Using the data below, gather each line that includes the word "React".

= = = =

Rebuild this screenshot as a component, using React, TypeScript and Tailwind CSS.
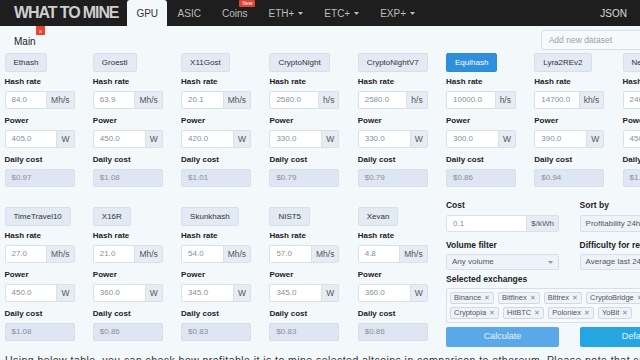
import React from 'react';

type Algo = {
  name: string;
  hash: string;
  unit: string;
  power: string;
  cost: string;
  active?: boolean;
};

const row1: Algo[] = [
  { name: 'Ethash', hash: '84.0', unit: 'Mh/s', power: '405.0', cost: '$0.97' },
  { name: 'Groestl', hash: '63.9', unit: 'Mh/s', power: '450.0', cost: '$1.08' },
  { name: 'X11Gost', hash: '20.1', unit: 'Mh/s', power: '420.0', cost: '$1.01' },
  { name: 'CryptoNight', hash: '2580.0', unit: 'h/s', power: '330.0', cost: '$0.79' },
  { name: 'CryptoNightV7', hash: '2580.0', unit: 'h/s', power: '330.0', cost: '$0.79' },
  { name: 'Equihash', hash: '10000.0', unit: 'h/s', power: '300.0', cost: '$0.86', active: true },
  { name: 'Lyra2REv2', hash: '14700.0', unit: 'kh/s', power: '390.0', cost: '$0.94' },
  { name: 'NeoScrypt', hash: '2460.0', unit: 'kh/s', power: '450.0', cost: '$1.08' },
];

const row2: Algo[] = [
  { name: 'TimeTravel10', hash: '27.0', unit: 'Mh/s', power: '450.0', cost: '$1.08' },
  { name: 'X16R', hash: '21.0', unit: 'Mh/s', power: '360.0', cost: '$0.86' },
  { name: 'Skunkhash', hash: '54.0', unit: 'Mh/s', power: '345.0', cost: '$0.83' },
  { name: 'NIST5', hash: '57.0', unit: 'Mh/s', power: '345.0', cost: '$0.83' },
  { name: 'Xevan', hash: '4.8', unit: 'Mh/s', power: '360.0', cost: '$0.86' },
];

const exchanges1 = ['Binance', 'Bitfinex', 'Bittrex', 'CryptoBridge'];
const exchanges2 = ['Cryptopia', 'HitBTC', 'Poloniex', 'YoBit'];

function Caret() {
  return (
    <svg width="5" height="3" viewBox="0 0 5 3" className="ml-[4px] inline-block">
      <path d="M0 0h5L2.5 3z" fill="currentColor" />
    </svg>
  );
}

function InputGroup({ value, unit }: { value: string; unit: string }) {
  return (
    <div className="flex h-[18px] w-full rounded-[2px] border border-[#d8e0ea] overflow-hidden">
      <div className="flex-1 bg-white pl-[6px] flex items-center text-[8px] text-[#8a8f95]">{value}</div>
      <div className="flex items-center border-l border-[#d8e0ea] bg-[#e6ecf4] px-[4px] text-[8.5px] text-[#555]">
        {unit}
      </div>
    </div>
  );
}

function Label({ children, first }: { children: React.ReactNode; first?: boolean }) {
  return (
    <div
      className={
        (first ? 'mt-[4px] mb-[3px]' : 'mt-[6px] mb-[3px]') +
        ' h-[12px] leading-[12px] text-[8px] font-bold text-[#222] whitespace-nowrap'
      }
    >
      {children}
    </div>
  );
}

function AlgoCard({ a, top }: { a: Algo; top?: boolean }) {
  return (
    <div className={'w-[70px] ' + (top ? 'pt-[6px]' : '')}>
      <div
        className={
          'flex w-fit h-[19px] items-center rounded-[2px] border px-[8px] text-[8px] whitespace-nowrap ' +
          (a.active
            ? 'border-[#2b8bd6] bg-[#2e90dc] text-white'
            : 'border-[#d6dfeb] bg-[#e2eaf4] text-[#333]')
        }
      >
        {a.name}
      </div>
      <Label first>Hash rate</Label>
      <InputGroup value={a.hash} unit={a.unit} />
      <Label>Power</Label>
      <InputGroup value={a.power} unit="W" />
      <Label>Daily cost</Label>
      <div className="flex h-[18px] items-center rounded-[2px] border border-[#d6dfeb] bg-[#dde6f2] pl-[6px] text-[8px] text-[#8a8f95]">
        {a.cost}
      </div>
    </div>
  );
}

function Tag({ name }: { name: string }) {
  return (
    <span className="inline-flex h-[12px] items-center gap-[3px] rounded-[2px] border border-[#cfd8e3] bg-[#eef3f9] px-[3px] text-[7.5px] text-[#555] whitespace-nowrap">
      {name}
      <span className="text-[#888] text-[7px]">✕</span>
    </span>
  );
}

function SelectBox({ text, caret }: { text: string; caret?: boolean }) {
  return (
    <div className="flex h-[16px] items-center justify-between rounded-[2px] border border-[#d6dfeb] bg-[#eef3f9] px-[5px] text-[8px] text-[#555] whitespace-nowrap">
      {text}
      {caret && (
        <svg width="5" height="3" viewBox="0 0 5 3" className="text-[#999]">
          <path d="M0 0h5L2.5 3z" fill="currentColor" />
        </svg>
      )}
    </div>
  );
}

function PanelLabel({ children }: { children: React.ReactNode }) {
  return (
    <div className="h-[12px] leading-[12px] text-[8.5px] font-bold text-[#222] whitespace-nowrap">{children}</div>
  );
}

export default function App() {
  const tabs = ['ASIC', 'Coins', 'ETH+', 'ETC+', 'EXP+'];

  return (
    <div className="relative h-[360px] w-[640px] overflow-hidden bg-[#f3f8fb] [font-family:'Liberation_Sans',Arial,sans-serif]">
      {/* navbar */}
      <div className="flex h-[26px] w-[640px] items-stretch bg-[#1e1e1e]">
        <div className="ml-[14px] mr-[9px] flex items-center text-[16px] font-bold tracking-[-1.1px] text-[#cfcfcf]">
          WHAT TO MINE
        </div>
        <div className="flex items-center rounded-t-[3px] bg-[#f3f8fb] px-[9px] text-[10px] text-[#333]">GPU</div>
        {tabs.map((t) => (
          <div key={t} className="relative flex items-center px-[10.5px] text-[10px] text-[#bdbdbd]">
            {t}
            {t.endsWith('+') && <Caret />}
            {t === 'Coins' && (
              <span className="absolute left-[28px] top-0 rounded-[1px] bg-[#dc4437] px-[3px] text-[5px] leading-[7px] text-white">
                New
              </span>
            )}
          </div>
        ))}
        <div className="ml-auto mr-[13px] flex items-center text-[10px] text-[#dcdcdc]">JSON</div>
      </div>

      {/* dataset tabs */}
      <div className="flex h-[27px] w-[720px] items-start">
        <div className="relative ml-[14px] mt-[10px] text-[10px] leading-[12px] text-[#222]">
          Main
          <span className="absolute left-[22px] top-[-10px] flex h-[9px] w-[9px] items-center justify-center bg-[#e8442f] text-[6px] leading-none text-white">
            x
          </span>
        </div>
        <div className="ml-[505px] mt-[4px] flex h-[20px] w-[150px] items-center rounded-[3px] border border-[#d6dee8] bg-[#f7fafc] pl-[7px] text-[8.5px] text-[#9aa0a6]">
          Add new dataset
        </div>
      </div>

      {/* grid */}
      <div className="w-[720px] pl-[4.5px]">
        <div className="flex gap-x-[18.3px]">
          {row1.map((a) => (
            <AlgoCard key={a.name} a={a} />
          ))}
        </div>

        <div className="mt-[14px] flex items-start gap-x-[18.3px]">
          {row2.map((a) => (
            <AlgoCard key={a.name} a={a} top />
          ))}

          {/* settings panel */}
          <div className="w-[246.6px] -mt-[2px]">
            <div className="grid grid-cols-2 gap-x-[20.6px]">
              <div>
                <PanelLabel>Cost</PanelLabel>
                <div className="mt-[4px] flex h-[17px] rounded-[2px] border border-[#d8e0ea] overflow-hidden">
                  <div className="flex flex-1 items-center bg-white pl-[6px] text-[8px] text-[#8a8f95]">0.1</div>
                  <div className="flex items-center border-l border-[#d8e0ea] bg-[#e6ecf4] px-[4px] text-[8px] text-[#555]">
                    $/kWh
                  </div>
                </div>
                <div className="mt-[7px]">
                  <PanelLabel>Volume filter</PanelLabel>
                </div>
                <div className="mt-[3px]">
                  <SelectBox text="Any volume" caret />
                </div>
              </div>
              <div>
                <PanelLabel>Sort by</PanelLabel>
                <div className="mt-[4px] h-[17px]">
                  <div className="flex h-[17px] items-center rounded-[2px] border border-[#d6dfeb] bg-[#eef3f9] px-[5px] text-[8px] text-[#555] whitespace-nowrap">
                    Profitability 24h
                  </div>
                </div>
                <div className="mt-[7px]">
                  <PanelLabel>Difficulty for revenue</PanelLabel>
                </div>
                <div className="mt-[3px]">
                  <SelectBox text="Average last 24h" />
                </div>
              </div>
            </div>

            <div className="mt-[3px]">
              <PanelLabel>Selected exchanges</PanelLabel>
            </div>
            <div className="mt-[3px] flex flex-col gap-[3px] rounded-[2px] border border-[#d6dfeb] bg-[#f7fafc] px-[3px] py-[3px]">
              <div className="flex gap-[4px]">
                {exchanges1.map((e) => (
                  <Tag key={e} name={e} />
                ))}
              </div>
              <div className="flex gap-[4px]">
                {exchanges2.map((e) => (
                  <Tag key={e} name={e} />
                ))}
              </div>
            </div>

            <div className="mt-[4px] grid grid-cols-2 gap-x-[20.6px]">
              <div className="flex h-[20px] items-center justify-center rounded-[2px] bg-[#5ba8e8] text-[9px] text-[#e6f3fd]">
                Calculate
              </div>
              <div className="flex h-[20px] items-center justify-center rounded-[2px] bg-[#25a6e0] text-[9px] text-[#e6f3fd]">
                Default
              </div>
            </div>
          </div>
        </div>
      </div>

      <p className="mt-[6px] whitespace-nowrap pl-[5px] text-[10.5px] tracking-[0.45px] text-[#333]">
        Using below table, you can check how profitable it is to mine selected altcoins in comparison to ethereum. Please note that calculations are based on 24h averages.
      </p>
    </div>
  );
}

= = = =

▶ FULL OUTPUT
Rebuild this screenshot as a component, using React, TypeScript and Tailwind CSS.
import React from 'react';
function Label({ children, first }: { children: React.ReactNode; first?: boolean }) {
function PanelLabel({ children }: { children: React.ReactNode }) {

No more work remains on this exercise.